What is it about the character that makes people love Bumblebee so much?

Bumblebee was always the Transformer who had the greatest affinity for humanity, the one who had the deepest connection to people.

That was in the stories right from the beginning. Bee was the one who was most like us. Certainly he was the one who was most like me. By Transformers standards, he was small and wasn't particularly powerful. He was the most human.

How do you represent that on film?

You have to find a way for the audience to emotionally connect. I said (to my design team), "He has got to be the most expressive Transformer that has ever been seen on screen."

The team's approach was to put more and more detail into the character. And I was like, 'No, no, no - you're going about it the wrong way. It is not about adding more detail; it is about making sure the detail there is meaningful'. So we actually simplified, stripped things away.

And in doing that, our version of Bumblebee became a bridge between what (Hollywood producer-director) Michael (Bay) did (in his previous movies) and the original version of Bee from the 80s TV show."

Is that why you set this movie in the 80s?

That just made sense to me, that as we were telling an origin story we should go to the era these characters were born in. That's when I was exposed to them.

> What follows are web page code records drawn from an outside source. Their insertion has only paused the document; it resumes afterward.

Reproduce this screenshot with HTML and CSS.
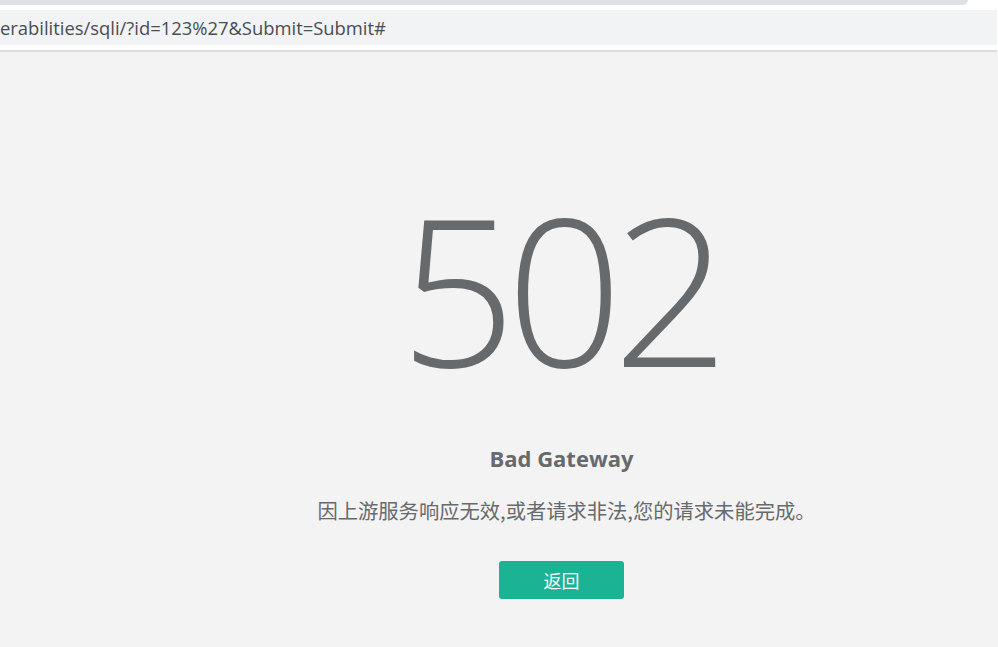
FILE: index.html
```html
<!DOCTYPE html>
<html lang="zh-CN">
<head>
<meta charset="utf-8">
<title>502 Bad Gateway</title>
<link rel="stylesheet" href="styles.css">
</head>
<body>
<header class="chrome">
  <div class="tabstrip"><div class="tabstrip-fill"></div></div>
  <div class="toolbar">
    <div class="omnibox"><span class="url">erabilities/sqli/?id=123%27&amp;Submit=Submit#</span></div>
  </div>
  <div class="toolbar-sep"></div>
</header>
<main class="page">
  <div class="middle-box">
    <h1 class="code">502</h1>
    <h3 class="title">Bad Gateway</h3>
    <p class="message">因上游服务响应无效,或者请求非法,您的请求未能完成。</p>
    <a class="btn-back" href="#">返回</a>
  </div>
</main>
</body>
</html>
```
FILE: styles.css
```css
html, body {
  margin: 0;
  padding: 0;
  height: 100%;
  overflow: hidden;
  background: #f3f3f4;
}

.chrome {
  background: #ffffff;
}

.tabstrip {
  height: 5px;
  background: #ffffff;
}

.tabstrip-fill {
  width: 968px;
  height: 5px;
  background: #dee1e6;
  border-bottom-right-radius: 5px;
}

.toolbar {
  padding: 5px 1px 5px 0;
  background: #ffffff;
}

.omnibox {
  height: 35px;
  background: #f1f3f4;
  display: flex;
  align-items: center;
  overflow: hidden;
}

.url {
  font-family: "Open Sans", "Noto Sans", sans-serif;
  font-size: 18.4px;
  color: #4a4d51;
  white-space: nowrap;
  padding-left: 0;
}

.toolbar-sep {
  height: 2px;
  background: #dadce0;
  margin-right: 1px;
}

.page {
  padding-left: 125px;
  background: #f3f3f4;
}

.middle-box {
  display: flex;
  flex-direction: column;
  align-items: center;
  color: #676a6c;
}

.code {
  margin: 134px 0 0 0;
  font-family: "Open Sans", "Segoe UI", sans-serif;
  font-weight: 300;
  font-size: 204px;
  line-height: 204px;
  letter-spacing: -10px;
  padding-right: 4px;
  color: #676a6c;
}

.title {
  margin: 57px 0 0 0;
  font-family: "Open Sans", "Noto Sans", sans-serif;
  font-weight: 700;
  font-size: 22px;
  line-height: 22px;
  color: #676a6c;
}

.message {
  margin: 29px 0 0 0;
  padding-left: 10px;
  font-family: "Noto Sans CJK SC", sans-serif;
  font-size: 20.3px;
  line-height: 24px;
  color: #676a6c;
}

.btn-back {
  margin-top: 39px;
  width: 125px;
  height: 38px;
  border-radius: 3px;
  background: #1ab394;
  color: #ffffff;
  font-family: "Noto Sans CJK SC", sans-serif;
  font-size: 18px;
  text-decoration: none;
  display: flex;
  align-items: center;
  justify-content: center;
}
```
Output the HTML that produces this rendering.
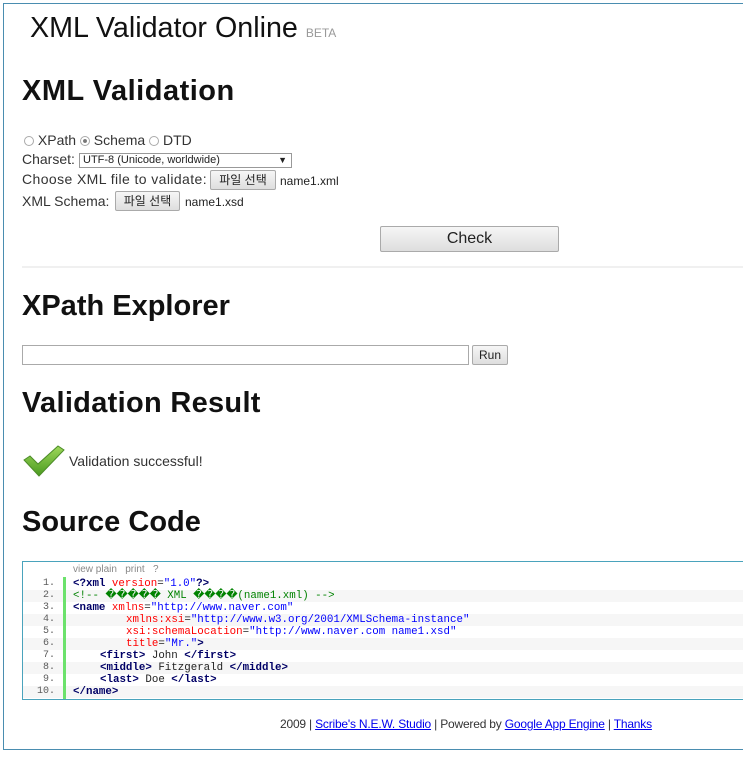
<!DOCTYPE html>
<html><head><meta charset="utf-8">
<style>
*{margin:0;padding:0;box-sizing:border-box}
body{width:743px;height:757px;background:#fff;position:relative;overflow:hidden;font-family:"Liberation Sans","Noto Sans CJK KR",sans-serif;color:#222}
.frame{position:absolute;left:3px;top:3px;width:760px;height:747px;border:1px solid #4a8db0}
.a{position:absolute;white-space:nowrap}
.h2{font-size:29px;font-weight:bold;letter-spacing:0;color:#111}
.t{font-size:14px;color:#333}
.btn{position:absolute;border:1px solid #aaa;background:linear-gradient(#f6f6f6,#dedede);border-radius:2px;font-size:12px;text-align:center;color:#222}
.code{position:absolute;left:22px;top:561px;width:730px;height:139px;border:1px solid #4aa3bc;font-family:"Liberation Mono",monospace;font-size:10.8px}
.row{position:absolute;left:0;width:730px;height:12px;line-height:12px}
.row .n{position:absolute;left:0;width:32px;text-align:right;color:#5c5c5c;font-size:10px}
.row .c{position:absolute;left:50px}
.alt{background:#f6f6f6}
.k{color:#006;font-weight:bold}
.at{color:#f00}
.s{color:#00f}
.cm{color:#008200}
a{color:#00e;text-decoration:underline}
</style></head><body>
<div class="frame"></div>
<div class="a" style="left:30px;top:12px;font-size:28.7px;color:#111">XML Validator Online <span style="font-size:12px;color:#999">BETA</span></div>
<div class="a h2" style="left:22px;top:75px;letter-spacing:0.5px">XML Validation</div>
<div class="a t" style="left:24px;top:132px"><span style="display:inline-block;width:10px;height:10px;border:1px solid #aaa;border-radius:50%;vertical-align:-1px"></span> XPath <span style="display:inline-block;width:10px;height:10px;border:1px solid #aaa;border-radius:50%;vertical-align:-1px;background:radial-gradient(#777 30%,#fff 40%)"></span> Schema <span style="display:inline-block;width:10px;height:10px;border:1px solid #aaa;border-radius:50%;vertical-align:-1px"></span> DTD</div>
<div class="a t" style="left:22px;top:151px">Charset:</div>
<div class="a" style="left:79px;top:153px;width:213px;height:15px;border:1px solid #999;font-size:11px;line-height:13px;padding-left:3px">UTF-8 (Unicode, worldwide)<span style="position:absolute;right:4px;font-size:9px">▼</span></div>
<div class="a t" style="left:22px;top:171px;letter-spacing:0.4px">Choose XML file to validate:</div>
<div class="btn" style="left:210px;top:170px;width:66px;height:20px;line-height:18px">파일 선택</div>
<div class="a" style="left:280px;top:174px;font-size:12px">name1.xml</div>
<div class="a t" style="left:22px;top:193px">XML Schema:</div>
<div class="btn" style="left:115px;top:191px;width:65px;height:20px;line-height:18px">파일 선택</div>
<div class="a" style="left:185px;top:195px;font-size:12px">name1.xsd</div>
<div class="btn" style="left:380px;top:226px;width:179px;height:26px;line-height:24px;font-size:16px">Check</div>
<div class="a" style="left:22px;top:266px;width:730px;height:2px;background:#f0f0f0"></div>
<div class="a h2" style="left:22px;top:290px">XPath Explorer</div>
<div class="a" style="left:22px;top:345px;width:447px;height:20px;border:1px solid #aaa"></div>
<div class="btn" style="left:472px;top:345px;width:36px;height:20px;line-height:18px">Run</div>
<div class="a h2" style="left:22px;top:387px;letter-spacing:0.3px">Validation Result</div>
<svg class="a" style="left:22px;top:444px" width="44" height="34" viewBox="0 0 44 34"><defs><linearGradient id="g" x1="0" y1="0" x2="0" y2="1"><stop offset="0" stop-color="#9ed85a"/><stop offset="1" stop-color="#4a9a20"/></linearGradient></defs><path d="M2 16 L8 12 L16 20 L36 2 L42 6 L17 32 Z" fill="url(#g)" stroke="#4c8c28" stroke-width="1"/></svg>
<div class="a t" style="left:69px;top:453px">Validation successful!</div>
<div class="a h2" style="left:22px;top:506px">Source Code</div>
<div class="code">
<div class="a" style="left:50px;top:2px;font-family:'Liberation Sans',sans-serif;font-size:10px;color:#888">view plain &nbsp; print &nbsp; ?</div>
<div class="row" style="top:16px"><span class="n">1.</span><span class="c"><span class="k">&lt;?xml</span> <span class="at">version</span>=<span class="s">"1.0"</span><span class="k">?&gt;</span></span></div>
<div class="row alt" style="top:28px"><span class="n">2.</span><span class="c cm">&lt;!-- ����� XML ����(name1.xml) --&gt;</span></div>
<div class="row" style="top:40px"><span class="n">3.</span><span class="c"><span class="k">&lt;name</span> <span class="at">xmlns</span>=<span class="s">"http://www.naver.com"</span></span></div>
<div class="row alt" style="top:52px"><span class="n">4.</span><span class="c" style="left:103px"><span class="at">xmlns:xsi</span>=<span class="s">"http://www.w3.org/2001/XMLSchema-instance"</span></span></div>
<div class="row" style="top:64px"><span class="n">5.</span><span class="c" style="left:103px"><span class="at">xsi:schemaLocation</span>=<span class="s">"http://www.naver.com name1.xsd"</span></span></div>
<div class="row alt" style="top:76px"><span class="n">6.</span><span class="c" style="left:103px"><span class="at">title</span>=<span class="s">"Mr."</span><span class="k">&gt;</span></span></div>
<div class="row" style="top:88px"><span class="n">7.</span><span class="c" style="left:77px"><span class="k">&lt;first&gt;</span> John <span class="k">&lt;/first&gt;</span></span></div>
<div class="row alt" style="top:100px"><span class="n">8.</span><span class="c" style="left:77px"><span class="k">&lt;middle&gt;</span> Fitzgerald <span class="k">&lt;/middle&gt;</span></span></div>
<div class="row" style="top:112px"><span class="n">9.</span><span class="c" style="left:77px"><span class="k">&lt;last&gt;</span> Doe <span class="k">&lt;/last&gt;</span></span></div>
<div class="row alt" style="top:124px"><span class="n">10.</span><span class="c"><span class="k">&lt;/name&gt;</span></span></div>
<div class="a" style="left:40px;top:15px;width:3px;height:122px;background:#6ce26c"></div>
</div>
<div class="a" style="left:280px;top:717px;font-size:12px;color:#333;letter-spacing:-0.2px">2009 | <a>Scribe's N.E.W. Studio</a> | Powered by <a>Google App Engine</a> | <a>Thanks</a></div>
</body></html>
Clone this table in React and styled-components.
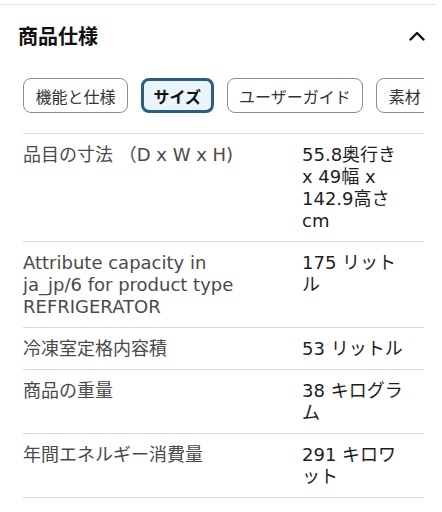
import React from "react";
import styled, { createGlobalStyle } from "styled-components";

const GlobalStyle = createGlobalStyle`
  html, body { margin: 0; padding: 0; background: #fff; }
  body {
    font-family: "Liberation Sans", "Noto Sans CJK JP", sans-serif;
    -webkit-font-smoothing: antialiased;
  }
`;

const Page = styled.div`
  width: 442px;
  padding-top: 4px;
`;

const TopRule = styled.div`
  width: 436px;
  height: 1px;
  background: #e0e0e0;
`;

const Header = styled.div`
  display: flex;
  align-items: center;
  justify-content: space-between;
  height: 62px;
  padding: 0 17px 0 18px;
`;

const Title = styled.h2`
  margin: 0;
  font-family: "Noto Sans CJK JP", sans-serif;
  font-weight: 700;
  font-size: 20px;
  line-height: 24px;
  color: #111;
`;

const ToggleIcon = styled.svg`
  width: 16px;
  height: 10px;
  display: block;
`;

const Body = styled.div`
  width: 401px;
  padding: 11px 0 0 23px;
`;

const ChipRow = styled.div`
  display: flex;
  gap: 13px;
  overflow: hidden;
  padding-bottom: 20px;
`;

const Chip = styled.button`
  flex: none;
  height: 35px;
  box-sizing: border-box;
  padding: 0 ${(p) => (p.$active ? "9.5px" : "11.5px")};
  border-radius: 8px;
  border: ${(p) => (p.$active ? "3px solid #2b5c83" : "1px solid #8c8c8c")};
  background: ${(p) => (p.$active ? "#e9f4fb" : "#fff")};
  font-family: "Noto Sans CJK JP", sans-serif;
  font-size: 16px;
  font-weight: ${(p) => (p.$active ? 700 : 400)};
  color: ${(p) => (p.$active ? "#111" : "#333")};
  line-height: 1;
  cursor: pointer;
`;

const SpecTable = styled.div`
  border-top: 1px solid #d9d9d9;
`;

const SpecRow = styled.div`
  display: grid;
  grid-template-columns: 235px 104px;
  column-gap: 44px;
  padding: 10px 0 9px;
  border-bottom: 1px solid #d9d9d9;
  font-family: "DejaVu Sans", "Noto Sans CJK JP", sans-serif;
  font-size: 18px;
  line-height: 22px;
`;

const Label = styled.div`
  color: #4a4a4a;
`;

const Value = styled.div`
  color: #1e1e1e;
`;

const specs = [
  ["品目の寸法 （D x W x H)", "55.8奥行き x 49幅 x 142.9高さ cm"],
  ["Attribute capacity in ja_jp/6 for product type REFRIGERATOR", "175 リットル"],
  ["冷凍室定格内容積", "53 リットル"],
  ["商品の重量", "38 キログラム"],
  ["年間エネルギー消費量", "291 キロワット"],
];

const chips = ["機能と仕様", "サイズ", "ユーザーガイド", "素材・お手入れ"];

export default function App() {
  return (
    <>
      <GlobalStyle />
      <Page>
        <TopRule />
        <Header>
          <Title>商品仕様</Title>
          <ToggleIcon viewBox="0 0 16 10" aria-hidden="true">
            <polyline
              points="1.5,8.5 8,2 14.5,8.5"
              fill="none"
              stroke="#111"
              strokeWidth="2.4"
              strokeLinecap="round"
              strokeLinejoin="round"
            />
          </ToggleIcon>
        </Header>
        <Body>
          <ChipRow>
            {chips.map((c, i) => (
              <Chip key={c} $active={i === 1}>
                {c}
              </Chip>
            ))}
          </ChipRow>
          <SpecTable>
            {specs.map(([k, v]) => (
              <SpecRow key={k}>
                <Label>{k}</Label>
                <Value>{v}</Value>
              </SpecRow>
            ))}
          </SpecTable>
        </Body>
      </Page>
    </>
  );
}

As someone who grew up in that era, I thought about the different touchstones. Obviously there's music, but there are's (Steven) Spielberg and the Amblin films. Bumblebee was a way for me to try to weave together these two things that I loved - Transformers and the Amblin films of the 80s. E.T. was very much my spirit animal.

What is it about Steinfeld that made her your protagonist? The pressure on that lead role is huge, right?

It's enormous. To carry one of these movies on your shoulders is a huge pressure. So whoever was going to be Charlie had to be exceptional.

I saw these two characters - Charlie and Bee - as warped, funhouse-mirror versions of each other, so they would feed off each other, nurture each other, and whatever the human character was going to do, the performance of the robot had to be as subtle, compelling, rich and emotionally satisfying. Bee needed to be an actor, not a visual effect.

At my very first pitch meeting, where I was discussing my vision for the film, I brought up just one name - Hailee Steinfeld. She is fearless, bold, and an actor of such great empathy that it is almost like a superpower for her.